# [INFORMATION SHOWN]
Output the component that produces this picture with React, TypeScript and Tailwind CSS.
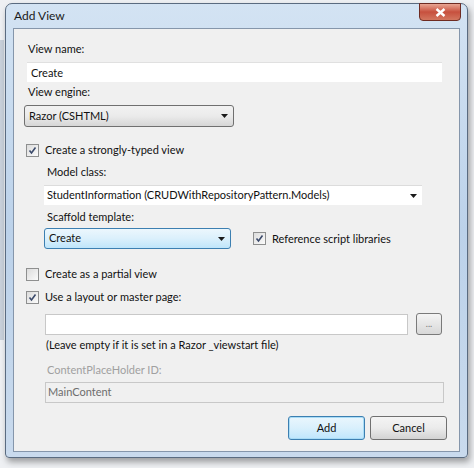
import React from 'react';

const font = { fontFamily: 'Lato, "Noto Sans", sans-serif' };

function Arrow() {
    return (
        <svg width="7" height="4" viewBox="0 0 7 4" className="shrink-0">
            <path d="M0 0 H7 L3.5 4 Z" fill="#1a1a1a" />
        </svg>
    );
}

function Check({ checked }: { checked: boolean }) {
    return (
        <div className="w-[13px] h-[13px] border border-[#8e8f8f] bg-gradient-to-br from-[#dcdcdc] to-[#fbfbfb] flex items-center justify-center shrink-0">
            {checked && (
                <svg width="9" height="9" viewBox="0 0 9 9">
                    <path d="M1.5 4.5 L3.5 7 L7.5 1.5" stroke="#3b4a6b" strokeWidth="1.6" fill="none" />
                </svg>
            )}
        </div>
    );
}

function App() {
    return (
        <div className="w-[474px] h-[468px] bg-[#eef0f3] relative overflow-hidden text-[11px] text-[#111]" style={font}>
            {/* background window edge */}
            <div className="absolute left-0 top-[40px] w-[4px] h-[300px] bg-[#c8d0da]" />
            <div className="ml-[5px] mt-[3px] w-[463px] h-[455px] rounded-t-[7px] rounded-b-[4px] border border-[#5a6b80] bg-gradient-to-b from-[#d3e3f3] via-[#bcd2ea] to-[#c9daed] shadow-[2px_4px_6px_rgba(0,0,0,0.35)] relative flex flex-col">
                <div className="h-[24px] flex items-center pl-[8px] text-[12px] text-[#1a1a1a]">Add View</div>
                {/* close button */}
                <div className="absolute right-[6px] top-[-1px] w-[42px] h-[18px] rounded-b-[4px] border border-[#6e2b22] bg-gradient-to-b from-[#e8a593] via-[#c7503e] to-[#d2765f] flex items-center justify-center">
                    <svg width="11" height="9" viewBox="0 0 11 9">
                        <path d="M1.5 1 L9.5 8 M9.5 1 L1.5 8" stroke="#ffffff" strokeWidth="2.4" />
                    </svg>
                </div>
                <div className="mx-[7px] mb-[5px] flex-1 border border-[#8596ab] bg-[#f0f0f0] flex flex-col pl-[10px] pr-[17px]">
                    <div className="mt-[12px] ml-[4px] leading-[16px]">View name:</div>
                    <div className="mt-[5px] ml-[3px] h-[20px] bg-white border-t border-[#e0e0e0] flex items-center pl-[4px] leading-[16px]">Create</div>
                    <div className="mt-[2px] ml-[4px] leading-[16px]">View engine:</div>
                    <div className="mt-[5px] w-[210px] h-[22px] rounded-[3px] border border-[#707070] bg-gradient-to-b from-[#f2f2f2] via-[#ebebeb] to-[#d6d6d6] flex items-center justify-between pl-[4px] pr-[5px]">
                        <span>Razor (CSHTML)</span>
                        <Arrow />
                    </div>
                    <div className="mt-[15px] ml-[2px] flex items-center gap-[6px] leading-[16px]">
                        <Check checked />
                        <span>Create a strongly-typed view</span>
                    </div>
                    <div className="ml-[20px] flex flex-col">
                        <div className="mt-[6px] ml-[3px] leading-[16px]">Model class:</div>
                        <div className="mt-[5px] w-[378px] h-[20px] bg-white border-t border-[#dcdcdc] flex items-center justify-between pl-[3px] pr-[5px]">
                            <span>StudentInformation (CRUDWithRepositoryPattern.Models)</span>
                            <Arrow />
                        </div>
                        <div className="mt-[4px] ml-[3px] leading-[16px]">Scaffold template:</div>
                        <div className="mt-[3px] flex items-center">
                            <div className="w-[187px] h-[21px] rounded-[3px] border border-[#3c7fb1] bg-gradient-to-b from-[#ecf7fd] via-[#dbf0fc] to-[#bfe5fa] flex items-center justify-between pl-[4px] pr-[5px]">
                                <span>Create</span>
                                <Arrow />
                            </div>
                            <div className="ml-[22px] flex items-center gap-[6px] leading-[16px]">
                                <Check checked />
                                <span>Reference script libraries</span>
                            </div>
                        </div>
                    </div>
                    <div className="mt-[17px] ml-[2px] flex items-center gap-[6px] leading-[16px]">
                        <Check checked={false} />
                        <span>Create as a partial view</span>
                    </div>
                    <div className="mt-[7px] ml-[2px] flex items-center gap-[6px] leading-[16px]">
                        <Check checked />
                        <span>Use a layout or master page:</span>
                    </div>
                    <div className="ml-[21px] flex flex-col">
                        <div className="mt-[8px] flex items-center">
                            <div className="w-[363px] h-[21px] bg-white border border-[#c8c8c8]" />
                            <div className="ml-[8px] w-[26px] h-[22px] rounded-[3px] border border-[#7a7a7a] bg-gradient-to-b from-[#f4f4f4] to-[#d8d8d8] flex items-center justify-center text-[9px] text-[#777] leading-none pb-[2px]">...</div>
                        </div>
                        <div className="mt-[2px] ml-[1px] leading-[16px]">(Leave empty if it is set in a Razor _viewstart file)</div>
                        <div className="mt-[9px] ml-[2px] leading-[16px] text-[#a0a0a0]">ContentPlaceHolder ID:</div>
                        <div className="mt-[4px] w-[399px] h-[21px] border border-[#c8c8c8] bg-[#f0f0f0] flex items-center pl-[2px] text-[#6d6d6d]">MainContent</div>
                    </div>
                    <div className="mt-[13px] flex justify-end gap-[5px] mr-[-5px]">
                        <div className="w-[77px] h-[24px] rounded-[3px] border border-[#3c7fb1] bg-gradient-to-b from-[#eaf6fd] via-[#d9f0fc] to-[#bee6fd] shadow-[inset_0_0_0_1px_#a9dcf6] flex items-center justify-center">Add</div>
                        <div className="w-[77px] h-[24px] rounded-[3px] border border-[#707070] bg-gradient-to-b from-[#f4f4f4] via-[#ebebeb] to-[#d3d3d3] flex items-center justify-center">Cancel</div>
                    </div>
                </div>
            </div>
        </div>
    );
}

export default App;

# [WORK TO COMPLETE]
Show all lines from the data above in which the word "React" appears.

# [RESPONSE TO THIS TASK]
Output the component that produces this picture with React, TypeScript and Tailwind CSS.
import React from 'react';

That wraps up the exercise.